(Exercise):
Where a line in the listing below contains the word "components", copy that line.

|---|

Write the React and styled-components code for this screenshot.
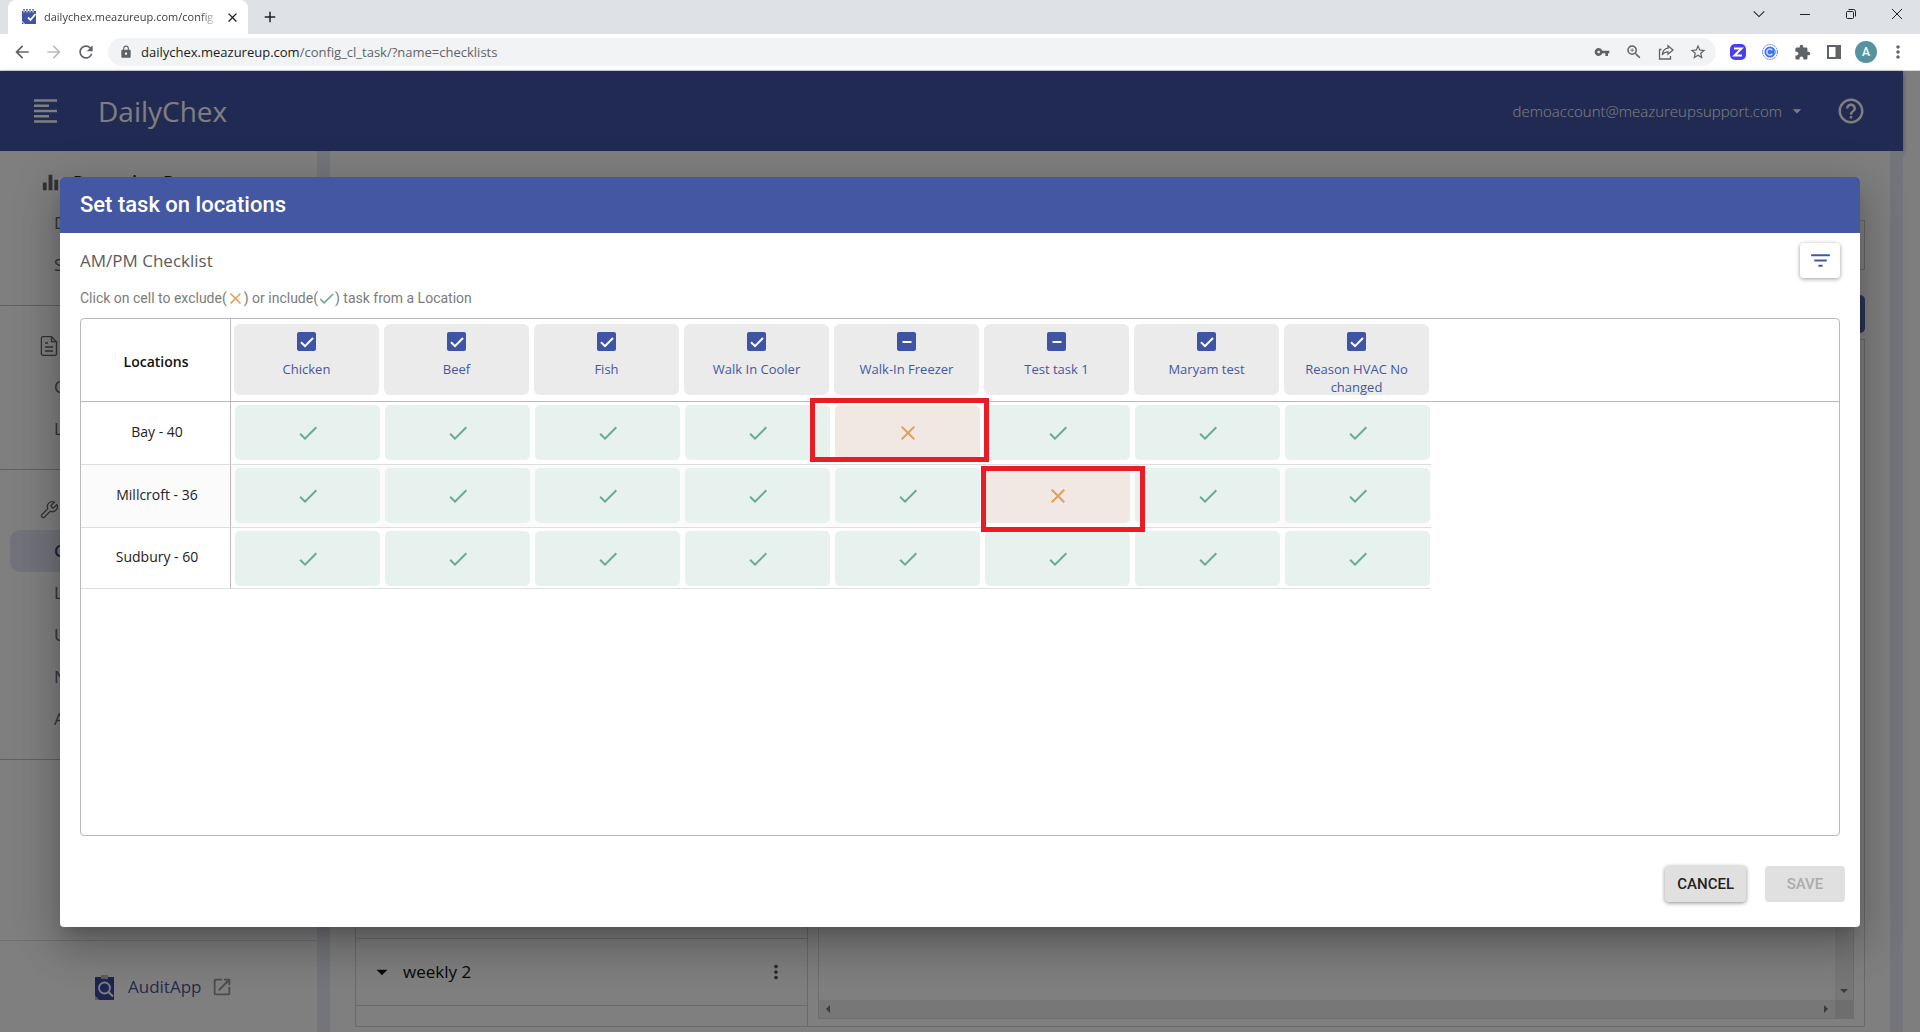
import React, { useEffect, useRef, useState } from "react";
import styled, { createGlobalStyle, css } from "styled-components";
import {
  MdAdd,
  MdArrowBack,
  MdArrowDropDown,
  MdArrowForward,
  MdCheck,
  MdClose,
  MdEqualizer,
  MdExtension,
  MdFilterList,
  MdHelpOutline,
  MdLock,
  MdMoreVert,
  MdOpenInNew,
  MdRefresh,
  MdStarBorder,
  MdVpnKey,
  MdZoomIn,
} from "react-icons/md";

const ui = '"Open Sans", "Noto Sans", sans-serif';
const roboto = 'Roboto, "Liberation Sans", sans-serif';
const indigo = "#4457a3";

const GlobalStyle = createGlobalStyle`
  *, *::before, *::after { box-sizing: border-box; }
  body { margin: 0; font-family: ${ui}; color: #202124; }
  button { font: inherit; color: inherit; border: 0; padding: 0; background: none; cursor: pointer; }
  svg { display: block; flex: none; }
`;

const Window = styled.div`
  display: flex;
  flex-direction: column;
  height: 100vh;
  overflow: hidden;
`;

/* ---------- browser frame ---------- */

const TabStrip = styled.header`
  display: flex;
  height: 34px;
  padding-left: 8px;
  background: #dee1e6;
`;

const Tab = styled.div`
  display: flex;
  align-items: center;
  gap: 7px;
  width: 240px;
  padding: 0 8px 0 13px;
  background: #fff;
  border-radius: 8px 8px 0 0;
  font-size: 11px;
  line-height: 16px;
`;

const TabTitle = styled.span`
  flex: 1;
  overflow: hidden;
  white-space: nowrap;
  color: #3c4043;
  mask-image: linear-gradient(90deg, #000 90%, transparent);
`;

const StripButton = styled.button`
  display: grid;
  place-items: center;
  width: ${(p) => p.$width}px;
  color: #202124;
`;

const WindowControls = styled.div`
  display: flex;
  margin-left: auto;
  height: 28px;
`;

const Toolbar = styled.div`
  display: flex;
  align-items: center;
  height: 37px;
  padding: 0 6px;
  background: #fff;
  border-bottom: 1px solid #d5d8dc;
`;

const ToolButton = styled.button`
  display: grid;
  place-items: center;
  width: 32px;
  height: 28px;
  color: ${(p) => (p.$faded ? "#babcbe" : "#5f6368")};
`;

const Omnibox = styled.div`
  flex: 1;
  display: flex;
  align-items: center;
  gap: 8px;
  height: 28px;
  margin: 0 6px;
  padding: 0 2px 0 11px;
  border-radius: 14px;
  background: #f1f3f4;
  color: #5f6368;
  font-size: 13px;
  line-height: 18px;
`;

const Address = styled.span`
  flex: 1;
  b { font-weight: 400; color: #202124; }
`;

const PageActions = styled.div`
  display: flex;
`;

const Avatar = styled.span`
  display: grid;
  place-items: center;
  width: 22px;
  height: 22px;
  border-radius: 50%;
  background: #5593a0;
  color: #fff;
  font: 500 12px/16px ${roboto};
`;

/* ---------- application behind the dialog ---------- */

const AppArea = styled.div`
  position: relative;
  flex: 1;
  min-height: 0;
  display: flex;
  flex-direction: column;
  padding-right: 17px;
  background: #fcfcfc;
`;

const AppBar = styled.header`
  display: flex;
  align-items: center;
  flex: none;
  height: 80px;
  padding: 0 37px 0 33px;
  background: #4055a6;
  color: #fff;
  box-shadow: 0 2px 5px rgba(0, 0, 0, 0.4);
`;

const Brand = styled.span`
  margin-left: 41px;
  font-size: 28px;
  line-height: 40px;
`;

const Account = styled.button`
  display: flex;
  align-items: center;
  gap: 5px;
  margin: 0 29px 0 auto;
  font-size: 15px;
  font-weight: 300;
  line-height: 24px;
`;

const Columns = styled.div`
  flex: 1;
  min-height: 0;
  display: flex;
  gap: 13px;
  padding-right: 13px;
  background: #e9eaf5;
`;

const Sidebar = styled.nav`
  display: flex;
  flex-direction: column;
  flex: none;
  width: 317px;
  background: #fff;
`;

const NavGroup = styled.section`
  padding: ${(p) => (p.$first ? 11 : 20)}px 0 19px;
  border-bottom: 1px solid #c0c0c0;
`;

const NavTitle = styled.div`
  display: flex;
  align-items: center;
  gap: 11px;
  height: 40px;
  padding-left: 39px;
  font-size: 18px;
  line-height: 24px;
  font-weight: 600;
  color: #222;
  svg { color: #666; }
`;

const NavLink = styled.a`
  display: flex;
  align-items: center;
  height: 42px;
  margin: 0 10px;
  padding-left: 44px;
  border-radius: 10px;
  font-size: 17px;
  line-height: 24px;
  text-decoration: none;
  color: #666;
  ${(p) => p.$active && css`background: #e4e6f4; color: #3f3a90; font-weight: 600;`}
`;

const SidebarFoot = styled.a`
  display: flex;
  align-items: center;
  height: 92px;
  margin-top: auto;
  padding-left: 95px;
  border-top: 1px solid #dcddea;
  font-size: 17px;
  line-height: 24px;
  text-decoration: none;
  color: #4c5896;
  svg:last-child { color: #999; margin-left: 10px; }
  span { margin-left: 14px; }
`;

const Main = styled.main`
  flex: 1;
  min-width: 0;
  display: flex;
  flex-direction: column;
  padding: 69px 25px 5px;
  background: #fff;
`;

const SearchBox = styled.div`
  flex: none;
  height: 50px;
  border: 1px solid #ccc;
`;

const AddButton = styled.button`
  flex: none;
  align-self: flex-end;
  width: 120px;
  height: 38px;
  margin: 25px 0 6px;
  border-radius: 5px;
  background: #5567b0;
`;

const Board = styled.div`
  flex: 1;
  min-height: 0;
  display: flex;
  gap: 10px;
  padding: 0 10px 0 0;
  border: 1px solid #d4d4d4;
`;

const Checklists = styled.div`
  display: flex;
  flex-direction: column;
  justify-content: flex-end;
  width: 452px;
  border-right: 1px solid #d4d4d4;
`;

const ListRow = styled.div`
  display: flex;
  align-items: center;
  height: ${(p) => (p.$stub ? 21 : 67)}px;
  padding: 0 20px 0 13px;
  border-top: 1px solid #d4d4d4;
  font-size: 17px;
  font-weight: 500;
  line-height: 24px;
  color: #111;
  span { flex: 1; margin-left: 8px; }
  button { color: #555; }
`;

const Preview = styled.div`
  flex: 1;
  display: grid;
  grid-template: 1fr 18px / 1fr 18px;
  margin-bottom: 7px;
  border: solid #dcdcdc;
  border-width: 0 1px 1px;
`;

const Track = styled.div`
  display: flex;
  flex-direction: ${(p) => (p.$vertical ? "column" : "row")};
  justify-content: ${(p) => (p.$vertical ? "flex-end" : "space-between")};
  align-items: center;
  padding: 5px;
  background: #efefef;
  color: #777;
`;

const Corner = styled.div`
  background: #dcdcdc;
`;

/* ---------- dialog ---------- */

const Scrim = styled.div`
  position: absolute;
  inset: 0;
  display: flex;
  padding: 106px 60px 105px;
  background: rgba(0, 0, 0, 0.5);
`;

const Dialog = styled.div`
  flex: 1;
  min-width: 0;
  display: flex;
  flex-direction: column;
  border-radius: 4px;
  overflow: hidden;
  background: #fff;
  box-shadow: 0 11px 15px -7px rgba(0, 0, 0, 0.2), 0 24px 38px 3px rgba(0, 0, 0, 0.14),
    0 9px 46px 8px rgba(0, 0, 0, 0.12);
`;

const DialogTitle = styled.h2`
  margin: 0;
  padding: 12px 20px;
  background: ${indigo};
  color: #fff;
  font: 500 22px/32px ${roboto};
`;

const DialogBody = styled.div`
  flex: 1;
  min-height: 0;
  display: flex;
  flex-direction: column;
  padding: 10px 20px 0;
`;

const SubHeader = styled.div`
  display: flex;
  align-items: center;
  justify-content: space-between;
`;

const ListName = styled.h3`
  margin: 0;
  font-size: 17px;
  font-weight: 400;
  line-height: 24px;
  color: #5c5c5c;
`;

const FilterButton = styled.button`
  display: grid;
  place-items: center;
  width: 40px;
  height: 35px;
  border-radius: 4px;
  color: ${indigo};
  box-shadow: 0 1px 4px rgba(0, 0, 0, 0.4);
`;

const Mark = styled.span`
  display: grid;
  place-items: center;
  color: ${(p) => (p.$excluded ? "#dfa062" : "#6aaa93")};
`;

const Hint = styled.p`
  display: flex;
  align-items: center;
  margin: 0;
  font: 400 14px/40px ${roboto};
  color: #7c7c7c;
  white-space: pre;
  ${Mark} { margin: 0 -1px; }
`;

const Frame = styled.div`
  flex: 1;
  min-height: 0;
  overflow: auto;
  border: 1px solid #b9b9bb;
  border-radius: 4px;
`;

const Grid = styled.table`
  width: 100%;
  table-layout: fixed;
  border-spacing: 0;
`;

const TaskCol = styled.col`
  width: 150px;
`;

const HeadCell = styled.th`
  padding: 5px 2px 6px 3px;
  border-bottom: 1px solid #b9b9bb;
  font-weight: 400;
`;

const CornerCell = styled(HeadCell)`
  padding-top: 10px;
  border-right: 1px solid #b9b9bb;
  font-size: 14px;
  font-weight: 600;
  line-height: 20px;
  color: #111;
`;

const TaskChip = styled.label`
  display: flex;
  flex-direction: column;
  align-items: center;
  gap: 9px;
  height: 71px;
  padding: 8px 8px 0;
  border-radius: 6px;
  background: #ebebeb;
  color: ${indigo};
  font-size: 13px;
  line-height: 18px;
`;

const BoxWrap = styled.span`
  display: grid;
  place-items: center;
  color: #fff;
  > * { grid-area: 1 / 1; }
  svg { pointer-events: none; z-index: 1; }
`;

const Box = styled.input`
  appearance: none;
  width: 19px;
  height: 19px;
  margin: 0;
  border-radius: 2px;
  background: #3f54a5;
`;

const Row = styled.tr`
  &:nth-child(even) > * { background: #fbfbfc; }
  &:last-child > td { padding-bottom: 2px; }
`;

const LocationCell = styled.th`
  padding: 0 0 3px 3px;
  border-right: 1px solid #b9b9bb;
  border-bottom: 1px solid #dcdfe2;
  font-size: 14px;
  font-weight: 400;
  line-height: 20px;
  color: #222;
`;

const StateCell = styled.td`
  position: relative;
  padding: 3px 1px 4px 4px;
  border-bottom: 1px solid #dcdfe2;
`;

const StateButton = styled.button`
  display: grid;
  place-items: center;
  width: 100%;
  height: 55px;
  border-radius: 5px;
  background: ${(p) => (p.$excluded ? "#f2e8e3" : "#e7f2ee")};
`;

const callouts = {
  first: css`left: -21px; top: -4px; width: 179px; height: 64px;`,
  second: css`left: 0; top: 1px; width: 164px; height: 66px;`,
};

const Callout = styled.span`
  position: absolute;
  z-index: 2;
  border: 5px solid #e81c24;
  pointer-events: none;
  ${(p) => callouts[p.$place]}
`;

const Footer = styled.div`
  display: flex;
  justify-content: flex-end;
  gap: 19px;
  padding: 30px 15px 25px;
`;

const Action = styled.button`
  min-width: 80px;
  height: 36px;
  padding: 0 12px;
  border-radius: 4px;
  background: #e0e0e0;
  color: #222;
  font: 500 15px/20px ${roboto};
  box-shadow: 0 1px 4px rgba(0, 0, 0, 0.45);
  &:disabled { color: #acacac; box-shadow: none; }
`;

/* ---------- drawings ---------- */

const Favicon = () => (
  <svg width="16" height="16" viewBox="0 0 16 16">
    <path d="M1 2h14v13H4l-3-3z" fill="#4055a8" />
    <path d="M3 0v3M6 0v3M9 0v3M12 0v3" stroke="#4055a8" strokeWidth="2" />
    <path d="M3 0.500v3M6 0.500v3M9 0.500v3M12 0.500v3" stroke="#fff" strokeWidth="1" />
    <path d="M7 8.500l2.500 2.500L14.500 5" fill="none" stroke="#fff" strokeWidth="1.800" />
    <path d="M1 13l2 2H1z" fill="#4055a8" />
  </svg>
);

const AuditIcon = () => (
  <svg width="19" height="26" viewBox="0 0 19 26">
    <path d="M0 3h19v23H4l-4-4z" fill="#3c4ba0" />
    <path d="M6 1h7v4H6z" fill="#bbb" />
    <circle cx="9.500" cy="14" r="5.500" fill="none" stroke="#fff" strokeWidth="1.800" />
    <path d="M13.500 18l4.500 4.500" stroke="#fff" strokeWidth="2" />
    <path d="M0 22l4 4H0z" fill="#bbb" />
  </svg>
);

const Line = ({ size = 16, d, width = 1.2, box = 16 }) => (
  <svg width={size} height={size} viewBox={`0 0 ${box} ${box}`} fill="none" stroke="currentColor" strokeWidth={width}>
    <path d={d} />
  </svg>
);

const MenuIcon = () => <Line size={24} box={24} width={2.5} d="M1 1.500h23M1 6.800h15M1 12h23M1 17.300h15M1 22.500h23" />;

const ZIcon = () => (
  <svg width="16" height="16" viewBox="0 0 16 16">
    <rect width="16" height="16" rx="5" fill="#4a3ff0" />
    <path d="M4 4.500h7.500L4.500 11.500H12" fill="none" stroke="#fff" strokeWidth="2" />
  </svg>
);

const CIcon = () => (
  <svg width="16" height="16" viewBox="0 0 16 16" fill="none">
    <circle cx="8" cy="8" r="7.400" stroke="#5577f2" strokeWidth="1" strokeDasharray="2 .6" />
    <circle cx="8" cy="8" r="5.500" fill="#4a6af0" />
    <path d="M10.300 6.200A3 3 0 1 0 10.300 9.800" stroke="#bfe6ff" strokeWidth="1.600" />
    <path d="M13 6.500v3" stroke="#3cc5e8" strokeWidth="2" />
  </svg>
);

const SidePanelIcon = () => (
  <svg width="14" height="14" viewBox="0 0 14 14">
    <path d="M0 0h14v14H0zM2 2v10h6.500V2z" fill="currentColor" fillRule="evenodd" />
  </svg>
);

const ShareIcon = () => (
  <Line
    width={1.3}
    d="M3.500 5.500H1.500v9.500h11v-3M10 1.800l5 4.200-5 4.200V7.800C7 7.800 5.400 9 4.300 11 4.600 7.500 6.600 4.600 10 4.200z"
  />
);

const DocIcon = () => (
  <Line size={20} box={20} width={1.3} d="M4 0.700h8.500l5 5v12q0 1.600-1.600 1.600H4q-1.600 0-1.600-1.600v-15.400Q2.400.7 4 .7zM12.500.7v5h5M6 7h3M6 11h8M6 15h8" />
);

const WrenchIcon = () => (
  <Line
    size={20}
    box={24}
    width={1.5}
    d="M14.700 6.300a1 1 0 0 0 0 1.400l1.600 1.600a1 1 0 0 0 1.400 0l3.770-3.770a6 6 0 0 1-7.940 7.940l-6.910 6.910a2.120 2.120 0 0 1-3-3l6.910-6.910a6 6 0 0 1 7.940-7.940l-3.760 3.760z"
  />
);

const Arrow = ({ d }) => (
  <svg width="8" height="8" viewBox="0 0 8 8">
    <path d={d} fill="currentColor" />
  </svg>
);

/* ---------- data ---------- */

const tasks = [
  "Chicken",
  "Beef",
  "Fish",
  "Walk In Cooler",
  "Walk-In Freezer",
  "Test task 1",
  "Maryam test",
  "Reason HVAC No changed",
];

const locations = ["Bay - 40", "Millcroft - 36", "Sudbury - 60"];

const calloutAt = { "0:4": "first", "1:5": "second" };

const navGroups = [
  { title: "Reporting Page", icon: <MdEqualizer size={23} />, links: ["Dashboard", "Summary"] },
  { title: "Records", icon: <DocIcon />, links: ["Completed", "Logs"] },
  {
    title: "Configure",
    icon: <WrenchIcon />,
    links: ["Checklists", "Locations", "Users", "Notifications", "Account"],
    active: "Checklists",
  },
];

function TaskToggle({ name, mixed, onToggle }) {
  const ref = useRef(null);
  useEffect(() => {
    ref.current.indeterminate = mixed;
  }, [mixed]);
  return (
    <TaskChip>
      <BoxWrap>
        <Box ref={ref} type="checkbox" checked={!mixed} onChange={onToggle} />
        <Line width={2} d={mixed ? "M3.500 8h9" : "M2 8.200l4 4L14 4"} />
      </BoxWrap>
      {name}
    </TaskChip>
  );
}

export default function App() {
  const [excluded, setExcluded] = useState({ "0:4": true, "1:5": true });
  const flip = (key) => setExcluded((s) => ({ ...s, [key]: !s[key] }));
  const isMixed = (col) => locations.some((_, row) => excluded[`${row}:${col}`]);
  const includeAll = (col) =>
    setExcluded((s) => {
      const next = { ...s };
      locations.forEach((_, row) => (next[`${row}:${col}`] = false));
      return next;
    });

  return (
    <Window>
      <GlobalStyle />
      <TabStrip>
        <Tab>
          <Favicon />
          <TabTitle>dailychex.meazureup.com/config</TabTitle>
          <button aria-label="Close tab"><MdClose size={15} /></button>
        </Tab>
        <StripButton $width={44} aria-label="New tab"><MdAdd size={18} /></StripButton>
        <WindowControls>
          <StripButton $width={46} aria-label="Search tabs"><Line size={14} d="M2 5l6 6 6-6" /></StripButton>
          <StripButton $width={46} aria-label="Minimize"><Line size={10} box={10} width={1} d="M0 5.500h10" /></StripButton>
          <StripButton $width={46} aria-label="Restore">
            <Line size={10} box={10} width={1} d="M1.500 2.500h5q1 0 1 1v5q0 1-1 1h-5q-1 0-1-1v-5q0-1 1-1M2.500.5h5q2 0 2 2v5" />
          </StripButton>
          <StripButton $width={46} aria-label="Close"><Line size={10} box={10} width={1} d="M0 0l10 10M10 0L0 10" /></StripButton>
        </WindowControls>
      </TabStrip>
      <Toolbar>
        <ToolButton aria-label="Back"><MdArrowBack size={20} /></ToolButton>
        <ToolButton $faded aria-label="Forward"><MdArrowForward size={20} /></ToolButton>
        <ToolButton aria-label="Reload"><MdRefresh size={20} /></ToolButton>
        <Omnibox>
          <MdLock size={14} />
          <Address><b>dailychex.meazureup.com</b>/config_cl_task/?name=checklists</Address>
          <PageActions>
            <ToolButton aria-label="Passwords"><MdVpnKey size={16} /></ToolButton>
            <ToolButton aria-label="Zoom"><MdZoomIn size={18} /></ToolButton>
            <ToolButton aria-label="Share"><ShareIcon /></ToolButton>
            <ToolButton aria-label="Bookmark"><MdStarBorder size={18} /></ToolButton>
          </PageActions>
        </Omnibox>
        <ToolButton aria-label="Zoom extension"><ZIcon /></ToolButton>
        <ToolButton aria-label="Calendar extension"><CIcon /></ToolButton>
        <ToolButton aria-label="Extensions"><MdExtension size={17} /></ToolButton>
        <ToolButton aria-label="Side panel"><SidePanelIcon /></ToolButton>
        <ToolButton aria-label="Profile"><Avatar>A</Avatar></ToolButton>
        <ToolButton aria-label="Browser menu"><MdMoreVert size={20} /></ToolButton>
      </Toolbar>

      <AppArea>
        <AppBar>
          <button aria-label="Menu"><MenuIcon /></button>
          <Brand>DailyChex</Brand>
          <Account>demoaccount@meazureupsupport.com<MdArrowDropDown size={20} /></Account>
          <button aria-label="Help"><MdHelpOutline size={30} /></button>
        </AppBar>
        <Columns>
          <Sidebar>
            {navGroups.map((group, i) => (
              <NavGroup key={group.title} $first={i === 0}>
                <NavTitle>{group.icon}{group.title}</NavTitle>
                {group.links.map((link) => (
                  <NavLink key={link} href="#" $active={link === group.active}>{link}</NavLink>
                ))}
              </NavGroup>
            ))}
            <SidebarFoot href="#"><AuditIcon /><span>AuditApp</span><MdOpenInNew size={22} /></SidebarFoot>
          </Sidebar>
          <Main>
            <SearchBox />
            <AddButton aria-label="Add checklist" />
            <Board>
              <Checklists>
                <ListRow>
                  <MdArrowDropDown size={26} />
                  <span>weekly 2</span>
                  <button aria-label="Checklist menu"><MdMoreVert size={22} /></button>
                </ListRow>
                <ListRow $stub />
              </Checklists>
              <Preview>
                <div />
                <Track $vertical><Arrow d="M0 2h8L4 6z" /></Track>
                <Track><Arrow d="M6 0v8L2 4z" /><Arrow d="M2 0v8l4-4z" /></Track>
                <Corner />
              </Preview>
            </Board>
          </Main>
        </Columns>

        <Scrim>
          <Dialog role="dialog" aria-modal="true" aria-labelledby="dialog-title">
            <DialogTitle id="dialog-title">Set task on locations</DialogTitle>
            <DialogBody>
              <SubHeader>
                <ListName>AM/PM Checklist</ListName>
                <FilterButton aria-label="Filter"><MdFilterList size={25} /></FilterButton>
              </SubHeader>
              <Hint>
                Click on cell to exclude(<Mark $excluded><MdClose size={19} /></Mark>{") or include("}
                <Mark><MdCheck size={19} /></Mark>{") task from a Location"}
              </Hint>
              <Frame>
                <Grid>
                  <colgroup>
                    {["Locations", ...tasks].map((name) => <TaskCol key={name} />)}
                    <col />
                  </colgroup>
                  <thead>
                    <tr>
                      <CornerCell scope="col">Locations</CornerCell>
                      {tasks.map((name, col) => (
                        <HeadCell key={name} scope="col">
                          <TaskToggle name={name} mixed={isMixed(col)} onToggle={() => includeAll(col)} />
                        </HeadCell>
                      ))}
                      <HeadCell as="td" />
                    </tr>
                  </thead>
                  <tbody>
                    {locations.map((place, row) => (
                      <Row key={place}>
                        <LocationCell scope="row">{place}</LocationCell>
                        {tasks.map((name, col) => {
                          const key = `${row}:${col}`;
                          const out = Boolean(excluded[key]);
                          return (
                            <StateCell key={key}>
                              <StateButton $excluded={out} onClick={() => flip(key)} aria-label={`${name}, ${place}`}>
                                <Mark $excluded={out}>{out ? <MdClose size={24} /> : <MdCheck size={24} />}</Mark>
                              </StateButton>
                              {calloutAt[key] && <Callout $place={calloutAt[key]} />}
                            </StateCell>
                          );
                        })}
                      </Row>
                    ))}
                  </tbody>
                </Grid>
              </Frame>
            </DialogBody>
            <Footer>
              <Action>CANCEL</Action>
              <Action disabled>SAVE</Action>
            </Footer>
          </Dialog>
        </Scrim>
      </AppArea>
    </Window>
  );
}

|---|

(Correct output):
Write the React and styled-components code for this screenshot.
import styled, { createGlobalStyle, css } from "styled-components";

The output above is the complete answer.